Ascuta chi ti cuntu
"Ascuta chi ti cuntu", raccolta di "versi" in dialetto ennese di Gaetano Libertino, già dal titolo offre delle indicazioni chiare: la scelta del racconto, come forma di comunicazione semplice e immediata che sottintende anche velatamente a un aspetto pedagogico, tipicamente dei racconti popolari; la scelta del dialetto, qui quello ennese, che viene recuperato proprio come ancoraggio semantico, storico, culturale, alla tradizione di un territorio con forti caratteristiche peculiari, contadine e religiose soprattutto, quelle che appunto solo la sua lingua può restituire al lettore moderno che ha perso le ormai flebili tracce sonore un tempo ricche di sapori, odori, atmosfere, che proprio tra queste pagine vengono evocate con incantevole stupore, in una tessitura di forma e contenuto che profuma di spontaneità, quella dell'autore che circola ora spensierato, ora triste e commosso tra i versi come laudator temporis acti se puero , di oraziana memoria.

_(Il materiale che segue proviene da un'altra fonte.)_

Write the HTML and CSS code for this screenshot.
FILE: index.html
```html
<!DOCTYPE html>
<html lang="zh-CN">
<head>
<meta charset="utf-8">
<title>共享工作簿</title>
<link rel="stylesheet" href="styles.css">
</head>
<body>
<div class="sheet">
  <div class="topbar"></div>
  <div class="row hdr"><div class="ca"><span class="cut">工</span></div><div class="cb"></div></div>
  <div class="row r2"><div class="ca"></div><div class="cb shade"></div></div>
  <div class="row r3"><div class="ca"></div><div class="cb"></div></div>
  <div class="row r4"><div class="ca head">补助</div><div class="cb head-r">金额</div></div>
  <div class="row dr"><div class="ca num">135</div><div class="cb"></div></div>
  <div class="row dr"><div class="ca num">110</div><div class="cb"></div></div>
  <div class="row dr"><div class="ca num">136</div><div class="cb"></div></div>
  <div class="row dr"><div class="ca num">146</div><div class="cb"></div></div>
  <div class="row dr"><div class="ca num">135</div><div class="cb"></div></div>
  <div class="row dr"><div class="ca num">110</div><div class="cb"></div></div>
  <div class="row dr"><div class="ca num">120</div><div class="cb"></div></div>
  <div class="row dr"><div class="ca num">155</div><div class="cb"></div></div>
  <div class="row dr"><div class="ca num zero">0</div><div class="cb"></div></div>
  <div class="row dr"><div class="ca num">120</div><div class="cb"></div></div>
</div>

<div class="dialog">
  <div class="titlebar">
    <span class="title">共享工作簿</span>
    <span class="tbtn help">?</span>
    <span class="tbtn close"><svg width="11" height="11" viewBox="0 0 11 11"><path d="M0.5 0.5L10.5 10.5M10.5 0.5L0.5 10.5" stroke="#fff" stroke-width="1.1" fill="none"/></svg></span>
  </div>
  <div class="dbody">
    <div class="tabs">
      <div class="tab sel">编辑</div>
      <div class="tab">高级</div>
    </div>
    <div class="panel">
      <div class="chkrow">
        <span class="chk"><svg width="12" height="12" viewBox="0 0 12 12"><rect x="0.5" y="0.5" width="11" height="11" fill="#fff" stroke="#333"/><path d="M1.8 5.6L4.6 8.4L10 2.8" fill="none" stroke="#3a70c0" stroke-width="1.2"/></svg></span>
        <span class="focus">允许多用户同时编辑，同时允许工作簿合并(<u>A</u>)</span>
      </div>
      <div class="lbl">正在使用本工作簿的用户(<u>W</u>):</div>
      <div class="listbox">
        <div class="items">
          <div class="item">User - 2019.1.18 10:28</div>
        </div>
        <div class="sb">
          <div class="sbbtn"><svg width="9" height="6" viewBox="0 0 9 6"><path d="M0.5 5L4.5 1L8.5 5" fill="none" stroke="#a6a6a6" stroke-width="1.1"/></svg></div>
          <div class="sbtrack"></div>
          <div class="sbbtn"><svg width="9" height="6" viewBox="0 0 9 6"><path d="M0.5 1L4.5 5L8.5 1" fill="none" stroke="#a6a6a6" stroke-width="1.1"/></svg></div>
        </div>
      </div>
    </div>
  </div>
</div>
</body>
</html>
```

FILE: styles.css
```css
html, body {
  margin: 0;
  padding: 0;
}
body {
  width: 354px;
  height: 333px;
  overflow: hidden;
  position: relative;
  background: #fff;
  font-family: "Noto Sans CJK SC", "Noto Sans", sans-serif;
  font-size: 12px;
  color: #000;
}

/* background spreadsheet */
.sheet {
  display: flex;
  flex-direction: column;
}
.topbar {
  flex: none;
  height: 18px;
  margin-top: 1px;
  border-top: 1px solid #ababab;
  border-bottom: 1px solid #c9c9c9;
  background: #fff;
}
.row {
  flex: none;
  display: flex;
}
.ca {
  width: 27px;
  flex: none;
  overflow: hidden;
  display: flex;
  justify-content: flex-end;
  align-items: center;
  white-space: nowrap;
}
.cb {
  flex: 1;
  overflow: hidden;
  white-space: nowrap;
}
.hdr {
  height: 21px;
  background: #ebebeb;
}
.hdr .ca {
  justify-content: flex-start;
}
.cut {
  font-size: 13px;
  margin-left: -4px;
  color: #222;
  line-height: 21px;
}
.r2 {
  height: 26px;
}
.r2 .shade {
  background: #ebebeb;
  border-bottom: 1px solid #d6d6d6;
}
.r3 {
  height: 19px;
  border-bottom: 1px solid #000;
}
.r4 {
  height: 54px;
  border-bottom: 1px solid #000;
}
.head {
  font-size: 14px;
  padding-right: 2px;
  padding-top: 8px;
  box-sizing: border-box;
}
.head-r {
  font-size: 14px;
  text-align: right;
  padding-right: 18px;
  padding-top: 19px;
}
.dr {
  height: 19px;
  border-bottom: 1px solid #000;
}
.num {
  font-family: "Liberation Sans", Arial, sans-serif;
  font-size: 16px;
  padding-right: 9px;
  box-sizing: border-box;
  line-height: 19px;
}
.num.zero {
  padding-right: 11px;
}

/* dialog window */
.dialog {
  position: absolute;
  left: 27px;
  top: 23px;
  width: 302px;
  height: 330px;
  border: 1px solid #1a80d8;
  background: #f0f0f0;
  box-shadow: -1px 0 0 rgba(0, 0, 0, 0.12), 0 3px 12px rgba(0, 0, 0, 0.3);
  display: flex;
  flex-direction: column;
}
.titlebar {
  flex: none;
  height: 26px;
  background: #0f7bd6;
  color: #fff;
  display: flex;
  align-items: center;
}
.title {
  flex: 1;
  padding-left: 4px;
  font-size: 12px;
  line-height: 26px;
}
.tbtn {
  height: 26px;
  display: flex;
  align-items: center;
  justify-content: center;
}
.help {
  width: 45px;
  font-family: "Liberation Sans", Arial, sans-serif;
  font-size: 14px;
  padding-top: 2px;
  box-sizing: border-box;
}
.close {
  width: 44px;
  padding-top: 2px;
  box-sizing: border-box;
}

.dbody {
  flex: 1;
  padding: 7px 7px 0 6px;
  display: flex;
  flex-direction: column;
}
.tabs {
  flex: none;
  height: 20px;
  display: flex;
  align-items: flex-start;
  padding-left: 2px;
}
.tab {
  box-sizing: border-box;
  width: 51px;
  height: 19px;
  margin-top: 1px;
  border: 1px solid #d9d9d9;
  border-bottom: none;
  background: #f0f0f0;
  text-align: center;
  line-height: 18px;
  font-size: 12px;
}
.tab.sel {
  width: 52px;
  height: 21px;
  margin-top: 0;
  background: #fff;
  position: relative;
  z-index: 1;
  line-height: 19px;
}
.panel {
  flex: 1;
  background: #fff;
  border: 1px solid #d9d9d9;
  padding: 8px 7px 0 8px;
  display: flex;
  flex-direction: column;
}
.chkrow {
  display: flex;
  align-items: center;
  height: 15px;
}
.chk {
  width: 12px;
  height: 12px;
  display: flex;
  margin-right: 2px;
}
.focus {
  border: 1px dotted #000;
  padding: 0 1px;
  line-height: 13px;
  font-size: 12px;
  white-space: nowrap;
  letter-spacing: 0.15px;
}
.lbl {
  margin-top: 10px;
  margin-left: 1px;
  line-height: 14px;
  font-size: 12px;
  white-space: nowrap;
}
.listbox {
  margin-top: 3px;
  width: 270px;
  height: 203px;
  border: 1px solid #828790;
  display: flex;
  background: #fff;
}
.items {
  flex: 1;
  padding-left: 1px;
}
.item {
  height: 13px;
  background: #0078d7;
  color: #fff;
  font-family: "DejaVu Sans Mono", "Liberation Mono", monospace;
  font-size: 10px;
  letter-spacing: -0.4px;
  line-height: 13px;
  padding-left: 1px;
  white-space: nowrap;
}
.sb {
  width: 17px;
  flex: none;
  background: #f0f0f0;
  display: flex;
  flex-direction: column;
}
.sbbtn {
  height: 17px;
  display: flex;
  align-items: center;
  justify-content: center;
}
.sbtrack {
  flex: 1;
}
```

E chi è avanti negli anni, ovviamente ne segue meglio il discorso coerente intessuto di trine di ricordi vividi, respirando nei componimenti più riusciti persino l'aria profumata delle stagioni, colte nei ritmi scanditi da tradizioni, proverbi, abitudini, aspetti gastronomici; e anche rivive più intensamente momenti di quotidianità domestica, o ancora momenti di una socialità che oggi si è persa, fatta di quei giochi di strada semplici e divertenti, con cui si cresceva nel rispetto delle regole, nel misurarsi con gli altri, sviluppando in modo naturale quelle competenze relazionali che smussano i difetti, imparando così i buoni sentimenti, come la compassione, i principi elementari come la solidarietà, gli atteggiamenti altruistici come la condivisione, tutti aspetti umani che oggi sembrano smarriti nella solitudine, nel benessere materiale che inseguiamo illudendoci che sia proprio quello a renderci felici.

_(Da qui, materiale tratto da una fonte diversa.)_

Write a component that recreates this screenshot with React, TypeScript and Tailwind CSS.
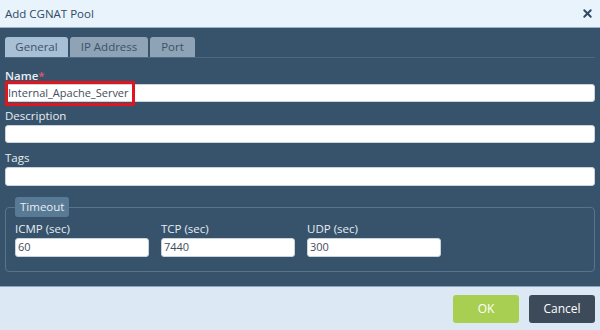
import { X } from 'lucide-react';

const TABS = [
  { label: 'General', w: 'w-[63px]' },
  { label: 'IP Address', w: 'w-[78px]' },
  { label: 'Port', w: 'w-[45px]' },
];

function TextInput({ value = '', className = '' }: { value?: string; className?: string }) {
  return (
    <div
      className={`flex h-[18px] items-center rounded-[3px] border border-[#c9d4de] bg-white px-[2px] text-[11px] text-[#3f4e5c] ${className}`}
    >
      {value}
    </div>
  );
}

export default function App() {
  return (
    <div
      className="flex h-[330px] w-[600px] flex-col bg-[#37536b] text-[11px]"
      style={{ fontFamily: '"Open Sans", "Liberation Sans", sans-serif' }}
    >
      {/* Header */}
      <div className="flex h-[28px] items-center justify-between border-b border-[#9fb3c4] bg-[#e9f3fc] pl-[5px] pr-[6px]">
        <span className="text-[11.5px] text-[#2e4b63]">Add CGNAT Pool</span>
        <X className="h-[13px] w-[13px] text-[#2b4a64]" strokeWidth={3.5} />
      </div>

      {/* Body */}
      <div className="flex flex-1 flex-col px-[5px] pt-[9px]">
        {/* Tabs */}
        <div className="flex gap-[2px] border-b border-[#4a6880]">
          {TABS.map((tab, i) => (
            <div
              key={tab.label}
              className={`flex h-[20px] items-center justify-center rounded-t-[3px] text-[11.5px] text-[#3c5268] ${tab.w} ${
                i === 0 ? 'bg-[#a8c0d5]' : 'bg-[#8ea3b6]'
              }`}
            >
              {tab.label}
            </div>
          ))}
        </div>

        {/* Name */}
        <div className="mt-[11px] text-[11.5px] font-semibold leading-[14px] text-[#e6edf3]">
          Name<span className="text-[#e0566a]">*</span>
        </div>
        <div className="relative mt-[1px]">
          <TextInput value="Internal_Apache_Server" />
          <div className="pointer-events-none absolute left-0 top-[-3px] h-[25px] w-[130px] border-[3px] border-[#e0151f]" />
        </div>

        {/* Description */}
        <div className="mt-[7px] text-[11.5px] leading-[14px] text-[#e6edf3]">Description</div>
        <TextInput className="mt-[2px]" />

        {/* Tags */}
        <div className="mt-[8px] text-[11.5px] leading-[14px] text-[#e6edf3]">Tags</div>
        <TextInput className="mt-[2px] h-[19px]" />

        {/* Timeout */}
        <div className="relative mt-[21px] h-[65px] rounded-[4px] border border-[#56748c] px-[9px] pt-[14px]">
          <div className="absolute left-[9px] top-[-11px] flex h-[20px] items-center rounded-[3px] bg-[#587a94] px-[5px] text-[11.5px] text-[#e6edf3]">
            Timeout
          </div>
          <div className="flex gap-[12px]">
            {[
              ['ICMP (sec)', '60'],
              ['TCP (sec)', '7440'],
              ['UDP (sec)', '300'],
            ].map(([label, val]) => (
              <div key={label} className="w-[134px]">
                <div className="text-[11.5px] leading-[14px] text-[#e6edf3]">{label}</div>
                <TextInput value={val} className="mt-[2px] h-[19px]" />
              </div>
            ))}
          </div>
        </div>
      </div>

      {/* Footer */}
      <div className="flex h-[44px] items-center justify-end gap-[10px] border-t border-[#8fa6ba] bg-[#dce9f5] pr-[5px]">
        <button className="h-[28px] w-[66px] rounded-[3px] bg-[#a8cf52] text-[12px] text-white">OK</button>
        <button className="h-[28px] w-[66px] rounded-[3px] bg-[#3d4a5a] text-[12px] text-white">Cancel</button>
      </div>
    </div>
  );
}
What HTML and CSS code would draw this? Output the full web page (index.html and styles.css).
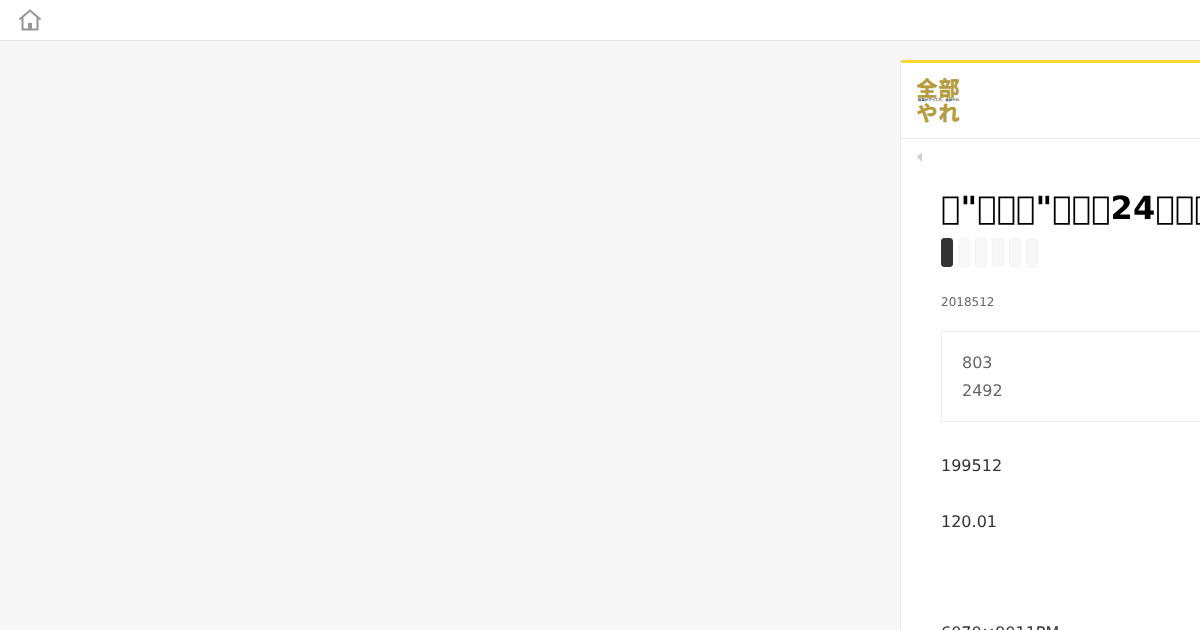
FILE: index.html
```html
<!DOCTYPE html>
<html lang="zh">
<head>
<meta charset="utf-8">
<title>全部やれ</title>
<link rel="stylesheet" href="styles.css">
</head>
<body>
<header class="topbar">
  <svg class="home" width="24" height="24" viewBox="0 0 24 24" fill="none" stroke="#959595" stroke-width="2">
    <path d="M1.5 11.5 12 2.5l10.5 9"/>
    <path d="M4.5 9.5v12h15v-12"/>
    <rect x="10" y="15" width="4" height="6.5" fill="#959595" stroke="none"/>
  </svg>
</header>
<div class="stage">
  <main class="panel">
    <div class="panel-inner">
      <div class="brand">
        <div class="logo">
          <span class="logo-top">全部</span>
          <span class="logo-mid">結果がすべてだ、全部やれ</span>
          <span class="logo-bot">やれ</span>
        </div>
      </div>
      <div class="crumbs"><span class="caret"></span></div>
      <article class="article">
        <h1 class="title">&#xE000;"&#xE000;&#xE000;&#xE000;"&#xE000;&#xE000;&#xE000;24&#xE000;&#xE000;&#xE000;&#xE000;&#xE000;</h1>
        <div class="tags">
          <span class="tag tag-active"></span>
          <span class="tag"></span>
          <span class="tag"></span>
          <span class="tag"></span>
          <span class="tag"></span>
          <span class="tag"></span>
        </div>
        <p class="date">2018512</p>
        <blockquote class="summary">
          <p>803</p>
          <p>2492</p>
        </blockquote>
        <p class="para">199512</p>
        <p class="para">120.01</p>
        <p class="para para-far">6070×9011PM</p>
      </article>
    </div>
  </main>
</div>
</body>
</html>
```
FILE: styles.css
```css
* { box-sizing: border-box; }
html, body { margin: 0; height: 630px; overflow: hidden; }
body { background: #f7f7f7; font-family: "DejaVu Sans", sans-serif; text-rendering: geometricPrecision; }
.topbar { height: 41px; background: #fff; border-bottom: 1px solid #e4e4e4; padding: 8px 18px; display: flex; align-items: flex-start; }
.stage { display: flex; justify-content: flex-end; padding-top: 19px; }
.panel { width: 300px; height: 570px; overflow: hidden; background: #fff; border-left: 1px solid #ececec; }
.panel-inner { border-top: 3px solid #fdd835; }
.brand { height: 76px; padding: 15px 15px; border-bottom: 1px solid #e8e8e8; }
.logo { width: 45px; height: 46px; display: flex; flex-direction: column; align-items: center; color: #b49c3e; font-family: "Noto Sans CJK JP", sans-serif; font-weight: 700; -webkit-text-stroke: 0.5px #b49c3e; }
.logo-top { font-size: 21px; height: 20px; line-height: 20px; letter-spacing: 1px; white-space: nowrap; }
.logo-mid { font-size: 3.5px; height: 5px; line-height: 5px; color: #443; white-space: nowrap; -webkit-text-stroke: 0; }
.logo-bot { font-size: 21px; height: 21px; line-height: 21px; letter-spacing: 1px; white-space: nowrap; }
.crumbs { height: 38px; padding: 13px 16px; }
.caret { display: block; width: 0; height: 0; border: 5px solid transparent; border-left-width: 0; border-right: 5px solid #cfcfcf; }
.article { width: 600px; padding: 0 40px; will-change: transform; }
.title { margin: 11px 0 0; font-size: 32px; line-height: 40px; font-weight: 700; letter-spacing: 0.2px; color: #000; white-space: nowrap; }
.tags { display: flex; gap: 5px; margin-top: 10px; }
.tag { width: 12px; height: 29px; border-radius: 3px; background: #f8f8f8; border: 1px solid #f3f3f3; }
.tag-active { background: #333; border-color: #333; }
.date { margin: 27px 0 0; font-size: 12px; line-height: 16px; color: #666; }
.summary { margin: 21px 0 0; padding: 17px 20px 15px; height: 91px; border: 1px solid #ececec; color: #666; font-size: 16px; line-height: 28px; }
.summary p { margin: 0; }
.para { margin: 30px 0 0; font-size: 16px; line-height: 26px; color: #333; white-space: nowrap; }
.summary + .para { margin-top: 31px; }
.para-far { margin-top: 85px; }
```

Insomma, il discorso potrebbe ancora dilungarsi alla ricerca dei tanti altri spunti di riflessione che offre questa raccolta di "cunti", che oscilla lievemente e dolcemente dal passato al presente, musicalmente intrappolati nella semplicità sonora, popolare, della rima baciata, a puntello di una memoria che con il trascorrere degli anni cede sempre più.

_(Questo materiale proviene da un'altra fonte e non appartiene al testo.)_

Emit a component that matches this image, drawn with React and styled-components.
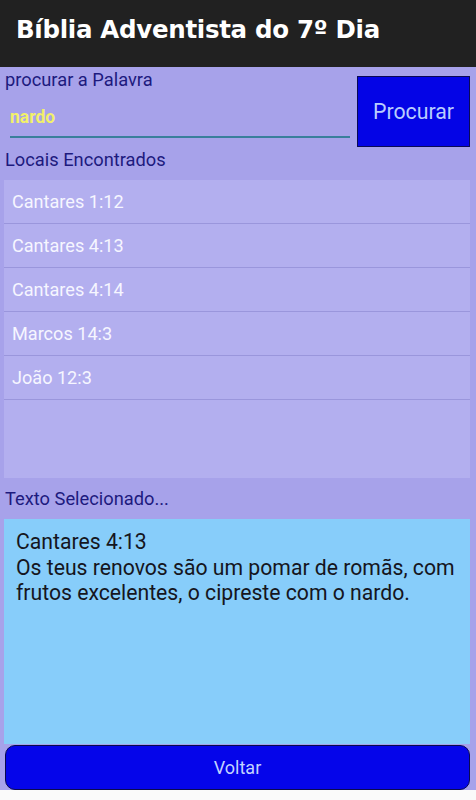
import React from 'react';
import styled, { createGlobalStyle } from 'styled-components';

const Global = createGlobalStyle`
  html, body {
    margin: 0;
    padding: 0;
    background: #fafafa;
  }
  * { box-sizing: border-box; }
`;

const Page = styled.div`
  width: 476px;
  height: 800px;
  display: flex;
  flex-direction: column;
  font-family: Roboto, "Liberation Sans", sans-serif;
  background: #fafafa;
`;

const Header = styled.header`
  height: 67px;
  flex: none;
  background: #212121;
  display: flex;
  align-items: center;
  padding: 0 0 8px 16px;
  color: #fff;
  font-family: "DejaVu Sans", sans-serif;
  font-weight: bold;
  font-size: 24.5px;
  letter-spacing: -0.3px;
`;

const Body = styled.main`
  height: 723px;
  flex: none;
  background: #a7a2ea;
  display: flex;
  flex-direction: column;
  padding: 0 6px 0 4px;
`;

const SearchRow = styled.div`
  display: flex;
  gap: 7px;
  padding-top: 3px;
`;

const SearchCol = styled.div`
  flex: 1;
  display: flex;
  flex-direction: column;
`;

const Label = styled.div`
  color: #1d1a7e;
  font-size: 18.3px;
  line-height: 20px;
  padding-left: 1px;
  margin-top: ${p => p.$top || 0}px;
`;

const Input = styled.div`
  margin: 15px 0 0 6px;
  height: 33px;
  border-bottom: 2px solid #3a7f9c;
  color: #f2f06a;
  font-weight: bold;
  font-size: 17.5px;
  line-height: 24px;
`;

const SearchButton = styled.button`
  width: 113px;
  height: 71px;
  margin-top: 6px;
  background: #0404e6;
  border: 1px solid #0a0a55;
  color: #b9cdfd;
  font-family: Roboto, "Liberation Sans", sans-serif;
  font-size: 21.3px;
  padding: 0;
`;

const List = styled.div`
  margin-top: 10px;
  height: 298px;
  flex: none;
  background: #b3afef;
  display: flex;
  flex-direction: column;
`;

const Item = styled.div`
  height: 44px;
  border-bottom: 1px solid #9a96dc;
  color: #f6f6ff;
  font-size: 18.1px;
  display: flex;
  align-items: center;
  padding-left: 8px;
`;

const TextBox = styled.div`
  margin-top: 10px;
  height: 225px;
  flex: none;
  background: #87cdfa;
  color: #151520;
  font-size: 21.2px;
  line-height: 25.5px;
  padding: 10px 6px 0 12px;
`;

const BackButton = styled.button`
  height: 47px;
  margin: 1px 0 0 1px;
  background: #0505ea;
  border: 1px solid #0a0a50;
  border-radius: 10px;
  color: #c2d3ff;
  font-family: Roboto, "Liberation Sans", sans-serif;
  font-size: 18px;
`;

const refs = ['Cantares 1:12', 'Cantares 4:13', 'Cantares 4:14', 'Marcos 14:3', 'João 12:3'];

export default function App() {
  return (
    <Page>
      <Global />
      <Header>Bíblia Adventista do 7º Dia</Header>
      <Body>
        <SearchRow>
          <SearchCol>
            <Label>procurar a Palavra</Label>
            <Input>nardo</Input>
          </SearchCol>
          <SearchButton>Procurar</SearchButton>
        </SearchRow>
        <Label $top={3}>Locais Encontrados</Label>
        <List>
          {refs.map(r => <Item key={r}>{r}</Item>)}
        </List>
        <Label $top={11}>Texto Selecionado...</Label>
        <TextBox>
          Cantares 4:13<br />
          Os teus renovos são um pomar de romãs, com frutos excelentes, o cipreste com o nardo.
        </TextBox>
        <BackButton>Voltar</BackButton>
      </Body>
    </Page>
  );
}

E, ahinoi, un profondo senso di nostalgia pervade il lettore canuto, lasciando sì un gusto un po' amaro nel pensare a un tempo che non tornerà più, quello della nostra fanciullezza e giovinezza, ma a compensare questa amarezza ecco il fascino leopardiano della rimembranza, che come lieve carezza consolatrice sfiora le nostre rughe, e anche se solo per un attimo, ci sembra il migliore bisturi capace di restituirci la giovinezza. Miracolo della parola, della poesia, della letteratura.